Yeah me too. Once gold gets out of this funk I expect things to look better. Someone pointed out there could be arbs that are buying debentures and shorting the stock as well. I didnt really get all the details of that but its another possible shortterm headwind.
I bought another gold stock yesterday, ROXG. Not quite as cheap but still cheap.
Dana,
I’m curious about your EV/EBITDA calculation. What gold price, debt level, production level are you using?
Thanks!
Lane, that would be trailing 12 months, quoted on several sites. I looked into numbers after debt conversions etc, and the number seems right. http://www.grancolombiagold.com/news-and-investors/default.aspx
Their presentation says $89 million EBITDA last 12 months and 31 million diluted shares, that is $3 a share EBITDA, and $908 AISC, so 1.0 mktCap/EBITDA.

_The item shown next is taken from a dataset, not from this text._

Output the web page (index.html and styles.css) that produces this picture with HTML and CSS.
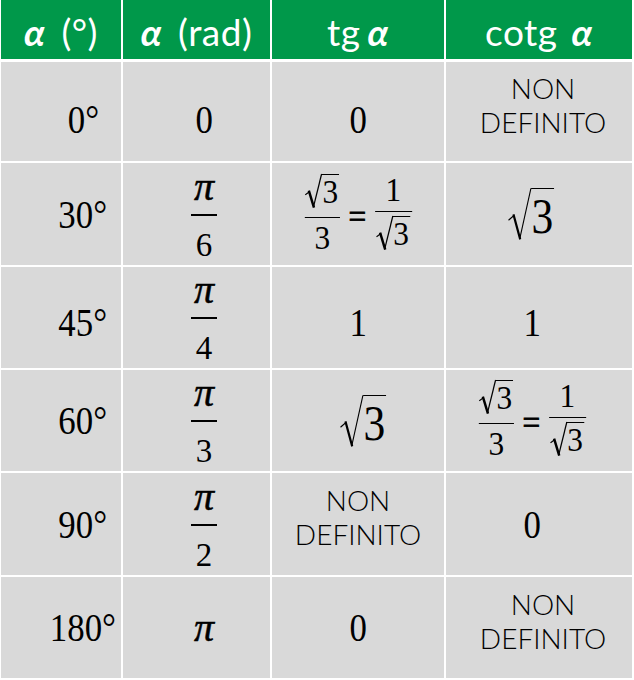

Their execution amazing, many expected them to go broke 3 years ago.
That actually wasn’t me that asked but thanks for the reply 🙂
Thanks for the reply. I get a higher EV at US $191m using the fully diluted share count of 62m and a net debt of US$55m. The 2018 debs convert in August and the warrants and significant portion of the options are significantly in the money so I use the treasury method.
Anyway, super cheap whichever way you slice it.
Thanks Safety for #s. That would be 2.1ish EV/EBITDA still dirt cheap. The key to Gran for me is they have centuries old high grade gold mine that just never seems to run out of gold, know of no mine in USA that has lasted over 150 years. And Gran’s Segovia seems to be getting better, and thrown in Marmatto.
So deposits are superb and today it is being run better than ever, it was $1400 AISC and is now about $900 AISC. With reduced interest payments, reduced equity payments and increased production and reduced costs, in coming years they will be gushing cash. Surprised at how slow mkt has been to realize this.
Sorry for the slow posting, I missed this comment until today.
It’s already gushing cash. Likely around US$25m this year which will increase next year assuming the gold price stays around here as there will be lower interest payments on debt and a lower tax rate in Colombia (already enacted).